Example: A UK-based business sells an online course to a French consumer. The business must charge French VAT (20%) and report it via the OSS.

Tip: Use the EU VIES system to validate customer VAT numbers for B2B sales.

What are the penalties for VAT errors or late payments?

Penalties for VAT errors or late payments vary by country but generally include:

UK Penalties (as of 2024):

  • Late Submission: Points-based system. For each late submission, you receive a point. After a certain number of points (based on your submission frequency), you receive a £200 penalty.

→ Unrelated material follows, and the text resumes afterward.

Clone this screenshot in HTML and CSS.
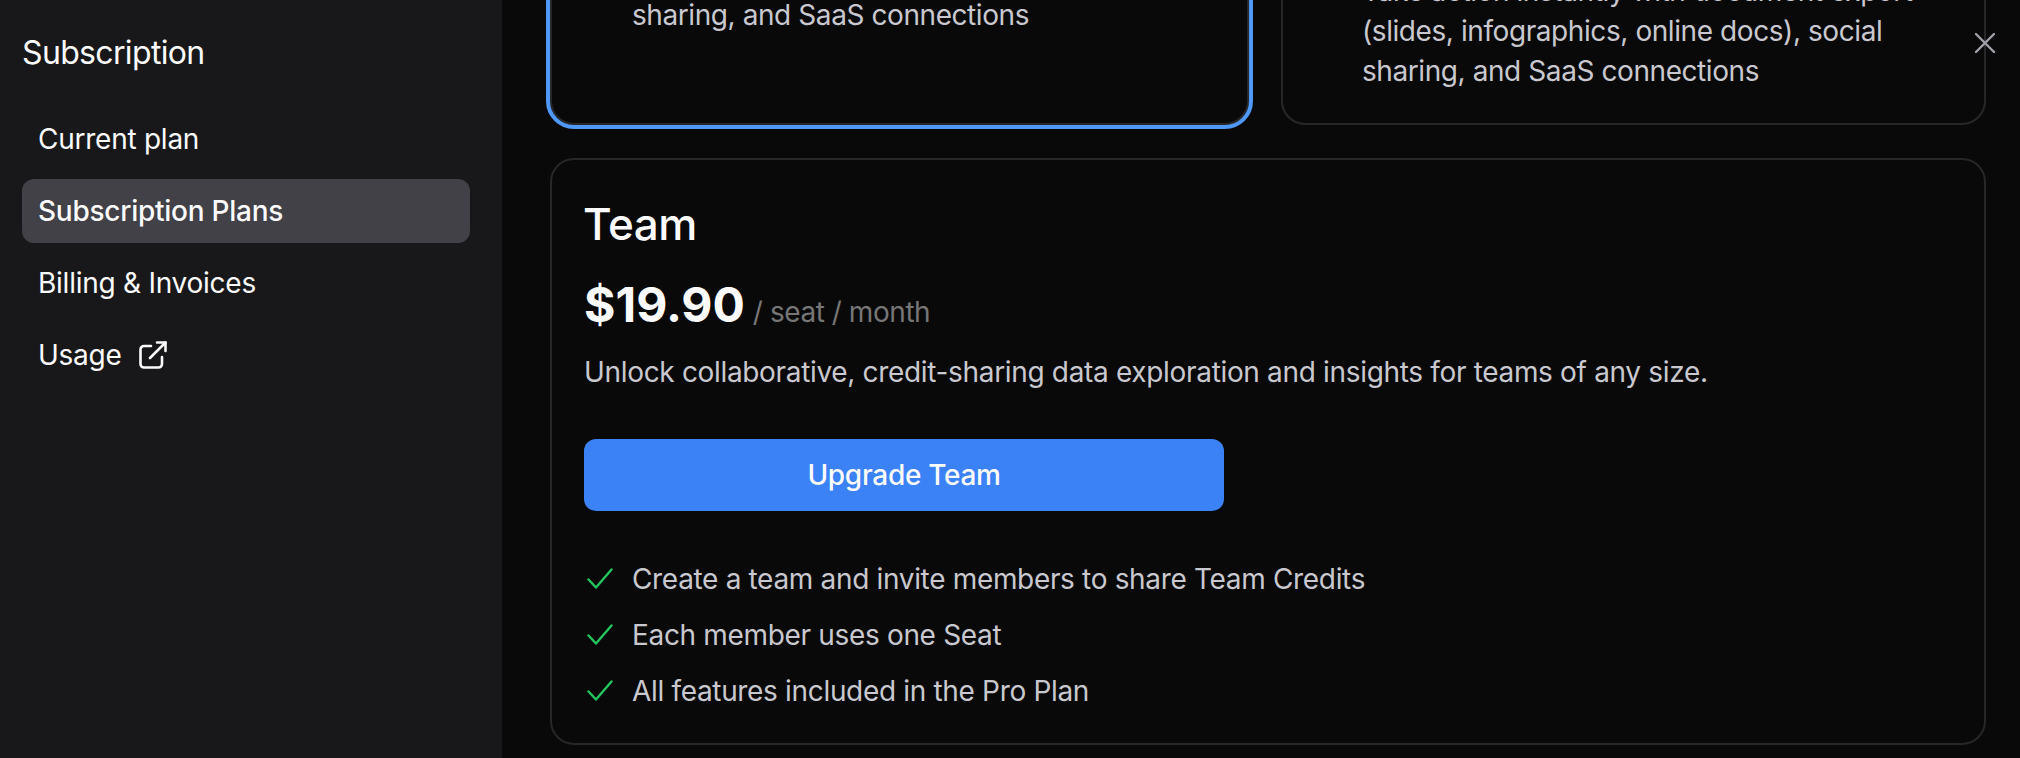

Further late submissions incur additional £200 penalties.
  • Late Payment:
    • 1-15 days late: No penalty if paid in full within 15 days.
    • 16-30 days late: 2% of the VAT due.
    • 31+ days late: 2% + 2% of the VAT due at 31 days, plus daily penalties of 4% per year (accruing daily) on the outstanding amount.
  • Errors in VAT Returns:
    • Careless Errors: 0-30% of the VAT due, depending on the behavior (e.g., failure to take reasonable care).
    • Deliberate Errors: 20-70% of the VAT due.
    • Deliberate and Concealed Errors: 30-100% of the VAT due.

EU Penalties:

Penalties vary by member state but often include:

  • Fines of 10-50% of the VAT due for errors.
  • Interest charges on late payments (e.g., 0.5% per month in Germany).
  • Criminal charges for fraudulent activity.

Tip: Use HMRC’s penalty calculator to estimate potential penalties for late submissions or payments.